Depending on the nature of the deployment of course, sharing the same infrastructure for both applications will increase the risk for the batch jobs.
To me, it really all depends on the kind of server you have and the processes that are executed in the background.
Data Isolation would be the least of my concerns. If your different services operates on the same data, you'll have conflicts no matter what even if they are not on the same server, and you'll have to look into Paxos for a consensus. You can look into Raft for this, which is really well explained and have a few implementations already.
If security is a concern for you, the most important part you need to protect is obviously your data, stored in whatever database you currently have. The server hosting your database should be isolated from the one(s) running the web and background services, since it will force the attacker to compromise the exposed services on your first layer rather than being able to target your DB directly.

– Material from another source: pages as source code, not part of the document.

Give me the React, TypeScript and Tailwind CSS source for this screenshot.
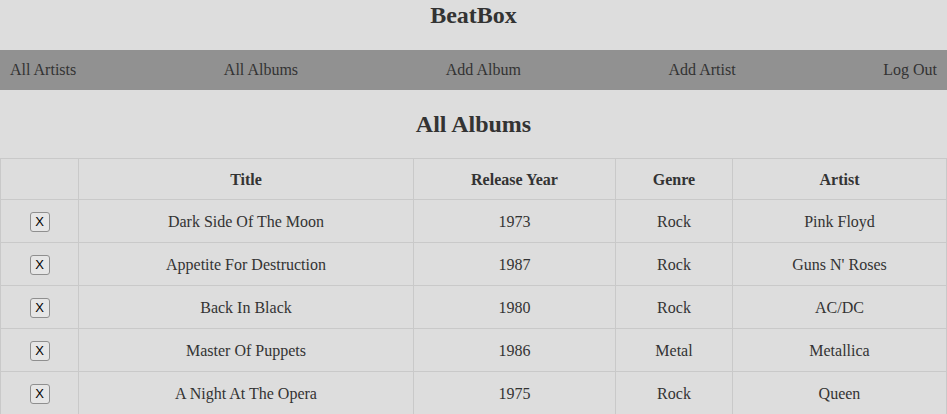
const NAV = ['All Artists', 'All Albums', 'Add Album', 'Add Artist', 'Log Out']

const ALBUMS = [
  { title: 'Dark Side Of The Moon', year: 1973, genre: 'Rock', artist: 'Pink Floyd' },
  { title: 'Appetite For Destruction', year: 1987, genre: 'Rock', artist: "Guns N' Roses" },
  { title: 'Back In Black', year: 1980, genre: 'Rock', artist: 'AC/DC' },
  { title: 'Master Of Puppets', year: 1986, genre: 'Metal', artist: 'Metallica' },
  { title: 'A Night At The Opera', year: 1975, genre: 'Rock', artist: 'Queen' },
]

const cell = 'border border-[#c9c9c9] pt-[2px]'

export default function App() {
  return (
    <div className="min-h-screen bg-[#dddddd] text-[#333333] font-['Liberation_Serif',serif]">
      <header className="h-[50px] flex items-start justify-center">
        <h1 className="text-[24px] font-bold leading-[30px]">BeatBox</h1>
      </header>

      <nav className="h-[40px] bg-[#919191] flex items-center justify-between px-[10px] text-[16px]">
        {NAV.map((n) => (
          <a key={n} href="#" className="text-[#333333]">{n}</a>
        ))}
      </nav>

      <h2 className="h-[68px] flex items-center justify-center text-[24px] font-bold">All Albums</h2>

      <table className="w-full border-collapse text-[16px] table-fixed">
        <colgroup>
          <col className="w-[78px]" />
          <col className="w-[335px]" />
          <col className="w-[202px]" />
          <col className="w-[117px]" />
          <col />
        </colgroup>
        <thead>
          <tr className="h-[41px]">
            <th className={cell}></th>
            <th className={`${cell} font-bold`}>Title</th>
            <th className={`${cell} font-bold`}>Release Year</th>
            <th className={`${cell} font-bold`}>Genre</th>
            <th className={`${cell} font-bold`}>Artist</th>
          </tr>
        </thead>
        <tbody>
          {ALBUMS.map((a) => (
            <tr key={a.title} className="h-[43px] text-center">
              <td className={cell}>
                <button className="w-[20px] h-[20px] inline-flex items-center justify-center border border-[#8f8f8f] rounded-[3px] bg-[#e6e6e6] text-black text-[13px] font-['Liberation_Sans',sans-serif] leading-none align-middle -mt-[3px]">
                  X
                </button>
              </td>
              <td className={cell}>{a.title}</td>
              <td className={cell}>{a.year}</td>
              <td className={cell}>{a.genre}</td>
              <td className={cell}>{a.artist}</td>
            </tr>
          ))}
        </tbody>
      </table>
    </div>
  )
}
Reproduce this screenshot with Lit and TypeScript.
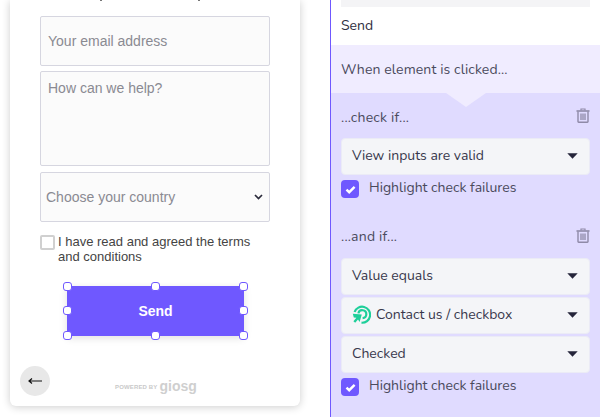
import { LitElement, html, css } from "lit";
import { customElement } from "lit/decorators.js";

const caret = html`<svg class="caret" width="11" height="6" viewBox="0 0 11 6"><path d="M0.3 0.3h10.4L5.5 5.8z" fill="#24243a"/></svg>`;
const trash = html`<svg class="trash" width="14" height="15" viewBox="0 0 14 15" fill="none" stroke="#8f8aa8" stroke-width="1.4"><path d="M0.5 3h13" stroke-width="1.6"/><path d="M5 2.6V1h4v1.6" stroke-width="1.2"/><path d="M2 3.5V13.6a.6.6 0 0 0 .6.6h8.8a.6.6 0 0 0 .6-.6V3.5"/><path d="M5 5.5v6.5M7 5.5v6.5M9 5.5v6.5" stroke-width="1.3"/></svg>`;
const check = html`<span class="check"><svg width="11" height="9" viewBox="0 0 11 9"><path d="M1.5 4.6 4.2 7.2 9.6 1.8" fill="none" stroke="#fff" stroke-width="2.4"/></svg></span>`;
const target = html`<svg class="target" width="19" height="19" viewBox="0 0 19 19" fill="none" stroke="#1ecf9a" stroke-width="2.2"><path d="M2.6 7A8 8 0 1 1 9.5 17.7" /><path d="M6.4 8.4A4 4 0 1 1 10.6 13.2" /><path d="M0.8 8.8 9.8 9.6 7.6 17 6 14.4 3.2 17.8 1.4 16.2 4.4 12.8 1.8 12.4z" fill="#1ecf9a" stroke="none"/></svg>`;

@customElement("app-root")
export class AppRoot extends LitElement {
  static styles = css`
    :host { display: block; width: 600px; height: 417px; overflow: hidden; background: #fff; position: relative; }
    .page { display: flex; height: 417px; }
    .left { width: 330px; flex: none; padding: 0 0 0 10px; box-sizing: border-box; }
    .card {
      width: 290px; height: 406px; background: #fff; border-radius: 0 0 6px 6px;
      box-shadow: 0 1px 8px rgba(0, 0, 0, 0.2); padding: 0 30px; box-sizing: border-box;
      font-family: "Liberation Sans", Arial, sans-serif; display: flex; flex-direction: column; position: relative;
    }
    .cut { height: 1px; margin-bottom: 15px; display: flex; gap: 96px; padding-left: 60px; }
    .cut span { width: 2px; height: 1px; background: #777; }
    .field {
      border: 1px solid #d6d6e0; border-radius: 2px; background: #fbfbfb; box-sizing: border-box;
      color: #8a8a92; font-size: 14px; width: 230px; display: flex;
    }
    .email { height: 50px; align-items: center; padding-left: 7px; }
    .msg { height: 95px; margin-top: 5px; padding: 8px 7px; }
    .country { height: 50px; margin-top: 6px; align-items: center; padding: 0 6px 0 5px; justify-content: space-between; }
    .terms { display: flex; gap: 2px; margin-top: 12px; color: #444; font-size: 13px; line-height: 15px; }
    .box { width: 11px; height: 11px; border: 2px solid #d0d0d0; border-radius: 2px; flex: none; margin-top: 1px; margin-right: 1px; background: #fff; }
    .btnrow { display: flex; justify-content: center; margin-top: 22px; padding-left: 1px; }
    .send {
      position: relative; width: 177px; height: 50px; background: #6f58ff; color: #fff; font-weight: 700; font-size: 14px;
      display: flex; align-items: center; justify-content: center; box-shadow: 0 2px 8px rgba(0,0,0,.12);
    }
    .h { position: absolute; width: 7px; height: 7px; background: #fff; border: 1px solid #6f58ff; border-radius: 3px; }
    .back {
      position: absolute; left: 10px; top: 366px; width: 30px; height: 30px; border-radius: 50%; background: #e8e8e8;
      display: flex; align-items: center; justify-content: center;
    }
    .powered {
      position: absolute; left: 105px; top: 379px; display: flex; align-items: center; gap: 2px; color: #c9c9c9; white-space: nowrap;
    }
    .powered small { font-size: 6px; font-weight: 700; letter-spacing: 0.15px; margin-top: 1px; }
    .powered b { font-size: 14px; font-weight: 700; line-height: 14px; color: #cfcfcf; }

    .right {
      width: 270px; flex: none; height: 417px; border-left: 1px solid #6f58ff; box-sizing: border-box;
      font-family: "Nunito", "Lato", sans-serif; color: #33334a; font-size: 14px;
    }
    .topbar { height: 7px; margin: 0 10px; background: #f4f4f6; }
    .sendlabel { height: 38px; padding: 9px 10px 0; box-sizing: border-box; color: #2e2e3e; }
    .when { height: 48px; background: #f0ecff; display: flex; align-items: center; padding: 0 10px; letter-spacing: .12px; color: #4a4a5c; }
    .rules { background: #e0dbff; height: 324px; padding: 0 10px; position: relative; }
    .notch {
      position: absolute; left: 115px; top: 0; width: 0; height: 0;
      border-left: 20px solid transparent; border-right: 20px solid transparent; border-top: 14px solid #f0ecff;
    }
    .rowhead { display: flex; justify-content: space-between; align-items: center; height: 20px; color: #4a4a5c; letter-spacing: .2px; }
    .rowhead .trash { align-self: flex-start; margin-top: 1px; }
    .first { padding-top: 14px; }
    .second { padding-top: 26px; }
    .second .rowhead .trash { margin-top: 2px; }
    .second .sels { margin-top: 12px; }
    .sel {
      height: 37px; background: #f4f5f8; border: 1px solid #ebebf6; border-radius: 4px; box-sizing: border-box;
      display: flex; align-items: center; justify-content: space-between; padding: 0 11px 2px 10px; color: #38384c;
    }
    .sels { margin-top: 11px; display: flex; flex-direction: column; gap: 2px; }
    .lab { display: flex; align-items: center; gap: 5px; }
    .hl { display: flex; gap: 10px; align-items: flex-start; height: 20px; margin-top: 5px; color: #4a4a5c; line-height: 15px; }
    .check { width: 18px; height: 18px; background: #6f58ff; border-radius: 4px; display: flex; align-items: center; justify-content: center; flex: none; }
  `;

  private handles() {
    const pts = [[-4, -4], [84, -4], [172, -4], [-4, 20], [172, 20], [-4, 45], [84, 45], [172, 45]];
    return pts.map(([x, y]) => html`<span class="h" style="left:${x}px;top:${y}px"></span>`);
  }

  render() {
    return html`<div class="page">
      <div class="left">
        <div class="card">
          <div class="cut"><span></span><span></span></div>
          <div class="field email">Your email address</div>
          <div class="field msg">How can we help?</div>
          <div class="field country"><span>Choose your country</span>
            <svg width="9" height="6" viewBox="0 0 9 6"><path d="M1 1l3.5 3.5L8 1" fill="none" stroke="#2a2a3a" stroke-width="1.7"/></svg>
          </div>
          <div class="terms"><span class="box"></span><span>I have read and agreed the terms<br />and conditions</span></div>
          <div class="btnrow"><div class="send">Send${this.handles()}</div></div>
          <div class="back"><svg width="14" height="8" viewBox="0 0 14 8"><path d="M1 4h13M4 1.5 1 4l3 2.5" fill="none" stroke="#111" stroke-width="1.2"/></svg></div>
          <div class="powered"><small>POWERED BY</small><b>giosg</b></div>
        </div>
      </div>
      <div class="right">
        <div class="topbar"></div>
        <div class="sendlabel">Send</div>
        <div class="when">When element is clicked...</div>
        <div class="rules">
          <div class="notch"></div>
          <div class="first">
            <div class="rowhead"><span>...check if...</span>${trash}</div>
            <div class="sels"><div class="sel"><span>View inputs are valid</span>${caret}</div></div>
            <div class="hl">${check}<span>Highlight check failures</span></div>
          </div>
          <div class="second">
            <div class="rowhead"><span>...and if...</span>${trash}</div>
            <div class="sels">
              <div class="sel"><span>Value equals</span>${caret}</div>
              <div class="sel"><span class="lab">${target}Contact us / checkbox</span>${caret}</div>
              <div class="sel"><span>Checked</span>${caret}</div>
            </div>
            <div class="hl">${check}<span>Highlight check failures</span></div>
          </div>
        </div>
      </div>
    </div>`;
  }
}
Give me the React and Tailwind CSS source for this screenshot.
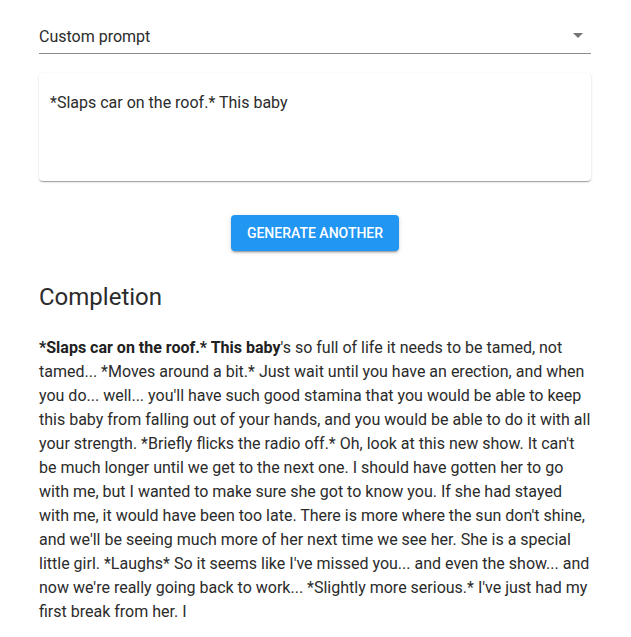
import React from 'react';

const completion =
  "'s so full of life it needs to be tamed, not tamed... *Moves around a bit.* Just wait until you have an erection, and when you do... well... you'll have such good stamina that you would be able to keep this baby from falling out of your hands, and you would be able to do it with all your strength. *Briefly flicks the radio off.* Oh, look at this new show. It can't be much longer until we get to the next one. I should have gotten her to go with me, but I wanted to make sure she got to know you. If she had stayed with me, it would have been too late. There is more where the sun don't shine, and we'll be seeing much more of her next time we see her. She is a special little girl. *Laughs* So it seems like I've missed you... and even the show... and now we're really going back to work... *Slightly more serious.* I've just had my first break from her. I";

export default function App() {
  return (
    <div
      className="min-h-screen bg-white text-[#2b2b2b]"
      style={{ fontFamily: 'Roboto, "Liberation Sans", sans-serif' }}
    >
      <div className="w-[552px] ml-[39px] pt-[21px]">
        {/* Prompt select */}
        <div className="relative h-[33px] border-b border-[#8a8a8a] flex items-center pb-[1px]">
          <span className="text-[16px] leading-[19px]">Custom prompt</span>
          <svg
            className="absolute right-[8px] top-[12px]"
            width="10"
            height="5"
            viewBox="0 0 10 5"
          >
            <path d="M0 0 L10 0 L5 5 Z" fill="#757575" />
          </svg>
        </div>

        {/* Prompt text */}
        <div className="mt-[19px] h-[108px] bg-white rounded-[4px] shadow-[0_2px_1px_-1px_rgba(0,0,0,0.2),0_1px_1px_0_rgba(0,0,0,0.14),0_1px_3px_0_rgba(0,0,0,0.12)] px-[11px] pt-[18px]">
          <p className="text-[16px] leading-[24px]">*Slaps car on the roof.* This baby</p>
        </div>

        <div className="flex justify-center mt-[34px]">
          <button className="h-[36px] px-[16px] rounded-[4px] bg-[#2196f3] text-white text-[14px] font-medium tracking-[0] uppercase shadow-[0_3px_1px_-2px_rgba(0,0,0,0.2),0_2px_2px_0_rgba(0,0,0,0.14),0_1px_5px_0_rgba(0,0,0,0.12)]">
            Generate another
          </button>
        </div>

        <h2 className="mt-[30px] text-[24px] leading-[32px] font-normal">Completion</h2>

        <p className="mt-[23px] text-[16px] leading-[24px]">
          <strong className="font-bold text-[#212121]">*Slaps car on the roof.* This baby</strong>
          {completion}
        </p>
      </div>
    </div>
  );
}
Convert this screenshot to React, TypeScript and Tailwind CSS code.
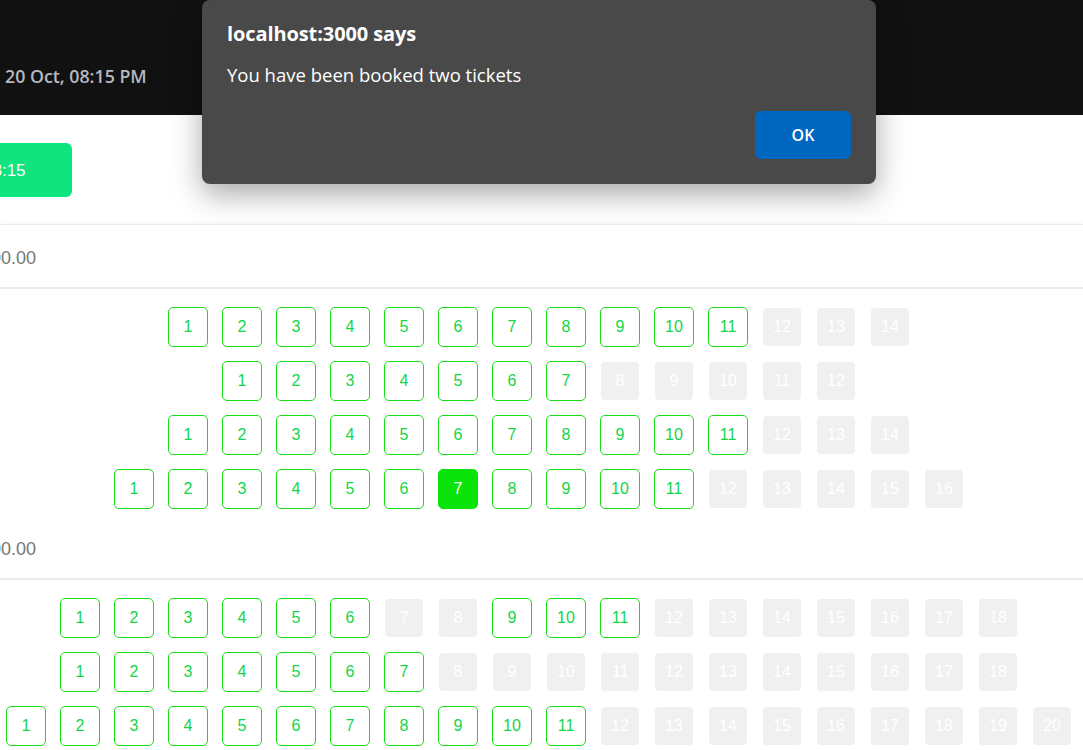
import React from 'react'

type SeatState = 'open' | 'taken' | 'picked'

interface SeatRow {
  count: number
  taken: number[]
  picked?: number[]
}

const upperRows: SeatRow[] = [
  { count: 14, taken: [12, 13, 14] },
  { count: 12, taken: [8, 9, 10, 11, 12] },
  { count: 14, taken: [12, 13, 14] },
  { count: 16, taken: [12, 13, 14, 15, 16], picked: [7] }
]

const lowerRows: SeatRow[] = [
  { count: 18, taken: [7, 8, 12, 13, 14, 15, 16, 17, 18] },
  { count: 18, taken: [8, 9, 10, 11, 12, 13, 14, 15, 16, 17, 18] },
  { count: 20, taken: [12, 13, 14, 15, 16, 17, 18, 19, 20] }
]

const stateOf = (row: SeatRow, n: number): SeatState => {
  if (row.picked?.includes(n)) return 'picked'
  if (row.taken.includes(n)) return 'taken'
  return 'open'
}

const Seat = ({ n, state }: { n: number; state: SeatState }) => {
  const base = 'm-[7px] flex h-10 w-10 items-center justify-center rounded-[5px] border text-[16px]'
  if (state === 'taken') {
    return <div className={`${base} border-white bg-[#f0f0f0] text-white`}>{n}</div>
  }
  if (state === 'picked') {
    return <div className={`${base} border-[#0ae40a] bg-[#0ae40a] text-white`}>{n}</div>
  }
  return <div className={`${base} border-[#16de16] bg-white text-[#12d64a]`}>{n}</div>
}

const SeatBlock = ({ rows }: { rows: SeatRow[] }) => (
  <div className="flex w-[1078px] flex-col items-center pt-[11px]">
    {rows.map((row, i) => (
      <div key={i} className="flex">
        {Array.from({ length: row.count }, (_, k) => k + 1).map((n) => (
          <Seat key={n} n={n} state={stateOf(row, n)} />
        ))}
      </div>
    ))}
  </div>
)

const Price = ({ value }: { value: string }) => (
  <div className="flex h-[62px] items-center pt-[4px]">
    <span className="ml-[-19px] text-[18px] text-[#777]">{value}</span>
  </div>
)

export default function App() {
  return (
    <div
      className="relative h-[750px] w-[1083px] overflow-hidden bg-white"
      style={{ fontFamily: '"Liberation Sans", Arial, sans-serif' }}
    >
      <header className="h-[115px] bg-[#111111] pl-[5px] pt-[63px]">
        <span
          className="text-[17.8px] font-semibold text-[#b6b9c0]"
          style={{ fontFamily: '"Open Sans", "Noto Sans", sans-serif' }}
        >
          20 Oct, 08:15 PM
        </span>
      </header>

      <div className="pb-[27px] pt-[28px]">
        <button className="ml-[-40px] flex h-[54px] w-[112px] items-center rounded-[6px] bg-[#10e47e] pl-[23px] pt-[2px] text-[17px] text-white">
          08:15
        </button>
      </div>

      <div className="border-t border-[#efebed] shadow-[0_-2px_4px_rgba(0,0,0,0.03)]">
        <Price value="200.00" />
        <div className="h-[2px] bg-[#ececec]" />
        <SeatBlock rows={upperRows} />
        <Price value="200.00" />
        <div className="h-[2px] bg-[#ececec]" />
        <SeatBlock rows={lowerRows} />
      </div>

      {/* browser alert */}
      <div
        className="absolute left-[202px] top-0 flex h-[184px] w-[674px] flex-col rounded-[8px] bg-[#494949] px-[25px] pt-[19px] text-white shadow-[0_10px_30px_rgba(0,0,0,0.35)]"
        style={{ fontFamily: '"Open Sans", "Noto Sans", sans-serif' }}
      >
        <div className="text-[20px] font-bold leading-[30px] tracking-[-0.1px]">localhost:3000 says</div>
        <div className="mt-[12px] text-[18.5px] leading-[28px]">
          You have been booked two tickets
        </div>
        <div className="mt-auto flex justify-end pb-[25px]">
          <button className="h-[48px] w-[96px] rounded-[6px] bg-[#0067c0] text-[16px] font-semibold text-white">
            OK
          </button>
        </div>
      </div>
    </div>
  )
}
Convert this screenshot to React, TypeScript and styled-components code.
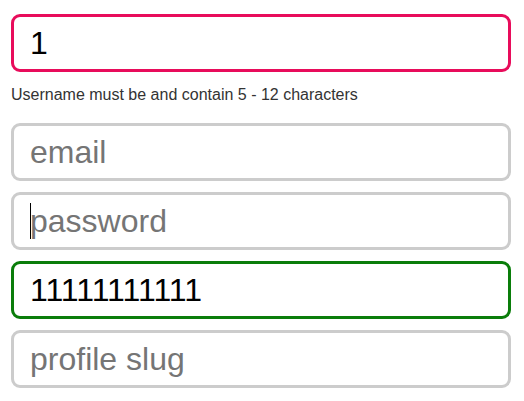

See the recent attacks onto MongoDB on exposed servers.
Which brings me back to my first point resolving around CPU, Ram and surges. These points could only be answered by knowing the budget at your disposal, the traffic you expect and the kind of jobs you are running.
However, if you do want to host them on the same server and you are flexible about it, you could prevent any downtime/slowdown for your users during a peak of traffic by pausing, or allocating less ressources to your background tasks, and resuming them once it stabilized. You can also think about analyzing the patterns of your traffic every hour and running the jobs only when you know they're won't be any issue at this time.